Class NearestNeighborAffinityMatrixBuilder<O>

  • Type Parameters:
    O - Object type
    All Implemented Interfaces:
    AffinityMatrixBuilder<O>
    Direct Known Subclasses:
    IntrinsicNearestNeighborAffinityMatrixBuilder

    @Reference(authors="L. J. P. van der Maaten",
               title="Accelerating t-SNE using Tree-Based Algorithms",
               booktitle="Journal of Machine Learning Research 15",
               url="http://dl.acm.org/citation.cfm?id=2697068",
               bibkey="DBLP:journals/jmlr/Maaten14")
    public class NearestNeighborAffinityMatrixBuilder<O>
    extends PerplexityAffinityMatrixBuilder<O>
    Build sparse affinity matrix using the nearest neighbors only.

    Reference:

    L. J. P. van der Maaten
    Accelerating t-SNE using Tree-Based Algorithms
    Journal of Machine Learning Research 15

    TODO: this implementation currently differs in one major point: we do not symmetrize the sparse \(p_{ij}\) matrix.

    Since:
    0.7.5
    Author:
    Erich Schubert
    • Field Detail

      • LOG

        private static final Logging LOG
        Class logger.
      • numberOfNeighbours

        protected int numberOfNeighbours
        Number of neighbors to use.
    • Constructor Detail

      • NearestNeighborAffinityMatrixBuilder

        public NearestNeighborAffinityMatrixBuilder​(Distance<? super O> distance,
                                                    double perplexity)
        Constructor.
        Parameters:
        distance - Distance function
        perplexity - Desired perplexity (will use 3*perplexity neighbors)
      • NearestNeighborAffinityMatrixBuilder

        public NearestNeighborAffinityMatrixBuilder​(Distance<? super O> distance,
                                                    double perplexity,
                                                    int neighbors)
        Constructor.
        Parameters:
        distance - Distance function
        perplexity - Desired perplexity
        neighbors - Number of neighbors to use
    • Method Detail

      • computePij

        protected void computePij​(DBIDRange ids,
                                  KNNSearcher<DBIDRef> knnq,
                                  boolean square,
                                  int numberOfNeighbours,
                                  double[][] pij,
                                  int[][] indices,
                                  double initialScale)
        Compute the sparse pij using the nearest neighbors only.
        Parameters:
        ids - ID range
        knnq - kNN query
        square - Use squared distances
        numberOfNeighbours - Number of neighbors to get
        pij - Output of distances
        indices - Output of indexes
        initialScale - Initial scaling factor
      • convertNeighbors

        protected void convertNeighbors​(DBIDRange ids,
                                        DBIDRef ix,
                                        boolean square,
                                        KNNList neighbours,
                                        DoubleArray dist,
                                        IntegerArray ind)
        Load a neighbor query result into a double and and integer array, also removing the query point.
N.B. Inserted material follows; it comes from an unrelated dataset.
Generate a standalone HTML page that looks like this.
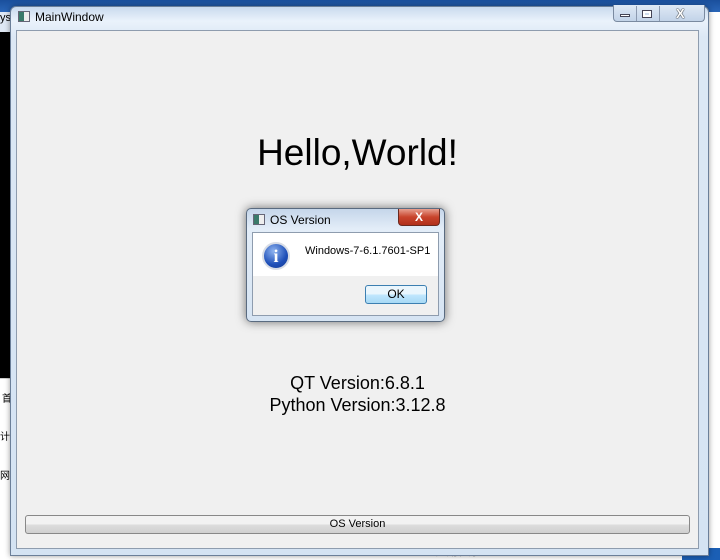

This is necessary, because we have to modify the distances. TODO: sort by index, not distance
        Parameters:
        ids - Indexes
        ix - Current Object
        square - Use squared distances
        neighbours - Neighbor list
        dist - Output distance array
        ind - Output index array
      • computeSigma

        protected static double computeSigma​(int i,
                                             DoubleArray pij_row,
                                             double perplexity,
                                             double log_perp,
                                             double[] pij_i)
        Compute row pij[i], using binary search on the kernel bandwidth sigma to obtain the desired perplexity.
        Parameters:
        i - Current point
        pij_row - Distance matrix row pij[i]
        perplexity - Desired perplexity
        log_perp - Log of desired perplexity
        pij_i - Output row
        Returns:
        beta
      • computeH

        protected static double computeH​(DoubleArray dist_i,
                                         double[] pij_row,
                                         double mbeta)
        Compute H (observed perplexity) for row i, and the row pij_i.
        Parameters:
        dist_i - Distances to neighbors
        pij_row - Row pij[i] (output)
        mbeta - -1. / (2 * sigma * sigma)
        Returns:
        Observed perplexity
      • containsIndex

        protected static int containsIndex​(int[] is,
                                           int i)
        Check if the index array contains i. TODO: sort arrays, use binary search!
        Parameters:
        is - Array to search
        i - Index to search
        Returns:
        Position of index i, or -1 if not found.